Flexible Electronics
Networks of semiconducting SWCNTs can create circuits on flexible plastic substrates.
Quantum Wires
Specific chirality SWCNTs exhibit unique quantum properties essential for quantum computing.
Advanced Interconnects
Metallic SWCNTs could replace copper wires inside chips, reducing heat and boosting speed.

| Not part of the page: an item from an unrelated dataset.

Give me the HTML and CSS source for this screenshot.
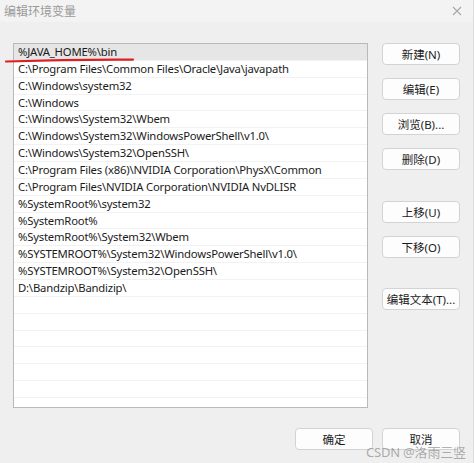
FILE: index.html
```html
<!DOCTYPE html>
<html lang="zh-CN">
<head>
  <meta charset="UTF-8">
  <title>编辑环境变量</title>
  <link rel="stylesheet" href="styles.css">
</head>
<body>
  <div class="dialog">
    <div class="titlebar">
      <span class="title">编辑环境变量</span>
      <svg class="close" width="10" height="10" viewBox="0 0 10 10">
        <path d="M1 1L9 9M9 1L1 9" stroke="#a8a8a8" stroke-width="1.1" fill="none"/>
      </svg>
    </div>
    <div class="content">
      <div class="list">
        <div class="row selected">%JAVA_HOME%\bin</div>
        <div class="row">C:\Program Files\Common Files\Oracle\Java\javapath</div>
        <div class="row">C:\Windows\system32</div>
        <div class="row">C:\Windows</div>
        <div class="row">C:\Windows\System32\Wbem</div>
        <div class="row">C:\Windows\System32\WindowsPowerShell\v1.0\</div>
        <div class="row">C:\Windows\System32\OpenSSH\</div>
        <div class="row">C:\Program Files (x86)\NVIDIA Corporation\PhysX\Common</div>
        <div class="row">C:\Program Files\NVIDIA Corporation\NVIDIA NvDLISR</div>
        <div class="row">%SystemRoot%\system32</div>
        <div class="row">%SystemRoot%</div>
        <div class="row">%SystemRoot%\System32\Wbem</div>
        <div class="row">%SYSTEMROOT%\System32\WindowsPowerShell\v1.0\</div>
        <div class="row">%SYSTEMROOT%\System32\OpenSSH\</div>
        <div class="row">D:\Bandzip\Bandizip\</div>
        <div class="row"></div>
        <div class="row"></div>
        <div class="row"></div>
        <div class="row"></div>
        <div class="row"></div>
        <div class="row"></div>
        <div class="row"></div>
      </div>
      <div class="actions">
        <button class="btn">新建(N)</button>
        <button class="btn">编辑(E)</button>
        <button class="btn">浏览(B)...</button>
        <button class="btn">删除(D)</button>
        <button class="btn gap">上移(U)</button>
        <button class="btn">下移(O)</button>
        <button class="btn gap">编辑文本(T)...</button>
      </div>
    </div>
    <div class="footer">
      <button class="btn">确定</button>
      <button class="btn">取消</button>
    </div>

    <!-- 红色标注线 -->
    <svg class="mark" width="140" height="8" viewBox="0 0 140 8">
      <path d="M2 5.5C40 4.2 90 3.4 129 3.6" stroke="#dc1f22" stroke-width="2.2" stroke-linecap="round" fill="none"/>
    </svg>
    <div class="watermark">CSDN @洛雨三竖</div>
  </div>
</body>
</html>
```

FILE: styles.css
```css
* {
  margin: 0;
  padding: 0;
  box-sizing: border-box;
}
body {
  width: 474px;
  height: 463px;
  overflow: hidden;
  background: #efefef;
  font-family: "Segoe UI", "Noto Sans", "Noto Sans CJK SC", sans-serif;
  font-size: 12px;
  color: #1b1b1b;
}
.dialog {
  position: relative;
  width: 474px;
  height: 463px;
  border-right: 1px solid #dcdcdc;
}
.titlebar {
  height: 22px;
  display: flex;
  align-items: center;
  justify-content: space-between;
  padding: 0 11px 0 4px;
  background: #f3f3f3;
}
.title {
  color: #9a9a9a;
  font-size: 12px;
}
.content {
  display: flex;
  align-items: flex-start;
  padding: 21px 0 0 13px;
}
.list {
  width: 355px;
  height: 365px;
  background: #fff;
  border: 1px solid #b9b9b9;
  overflow: hidden;
}
.row {
  height: 16.86px;
  line-height: 16px;
  padding-left: 4px;
  border-bottom: 1px solid #f2f2f2;
  white-space: nowrap;
  font-family: "Noto Sans", "Noto Sans CJK SC", sans-serif;
  font-size: 11.3px;
  letter-spacing: -0.2px;
}
.row.selected {
  background: #e6e6e6;
}
.actions {
  display: flex;
  flex-direction: column;
  gap: 13px;
  margin-left: 14px;
}
.btn {
  width: 78px;
  height: 22px;
  background: #fdfdfd;
  border: 1px solid #d3d3d3;
  border-radius: 4px;
  font-family: "Noto Sans", "Noto Sans CJK SC", sans-serif;
  font-size: 11.5px;
  color: #1b1b1b;
}
.actions .gap {
  margin-top: 18px;
}
.actions .btn:last-child {
  margin-top: 17px;
}
.footer {
  display: flex;
  justify-content: flex-end;
  gap: 9px;
  padding: 20px 13px 0 0;
}
.mark {
  position: absolute;
  left: 4px;
  top: 56px;
}
.watermark {
  position: absolute;
  left: 366px;
  top: 442px;
  font-family: "Noto Sans", "Noto Sans CJK SC", sans-serif;
  font-size: 13px;
  color: rgba(110, 110, 110, 0.55);
  letter-spacing: -0.2px;
}
```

Conclusion: The Two-Metal Key to Tiny Triumphs
The journey of the single-wall carbon nanotube, from a fascinating carbon structure to a potential electronics revolution, hinges on mastering its birth. Bimetallic nanoparticles have emerged as the sophisticated sculptors in this atomic-scale workshop. Through meticulous parametric studies, scientists are deciphering how the precise blend of two metals – like iron and ruthenium – unlocks higher yields, longer tubes, tighter diameter control, and the tantalizing prospect of chirality-specific growth. While the quest for absolute perfection continues, the progress is undeniable. Each experiment refining bimetallic recipes brings us closer to unlocking the full potential of these carbon wonder-wires, paving the way for the incredibly small, fast, and flexible electronics of tomorrow. The future of computing might just be built on a foundation of tiny, two-metal seeds.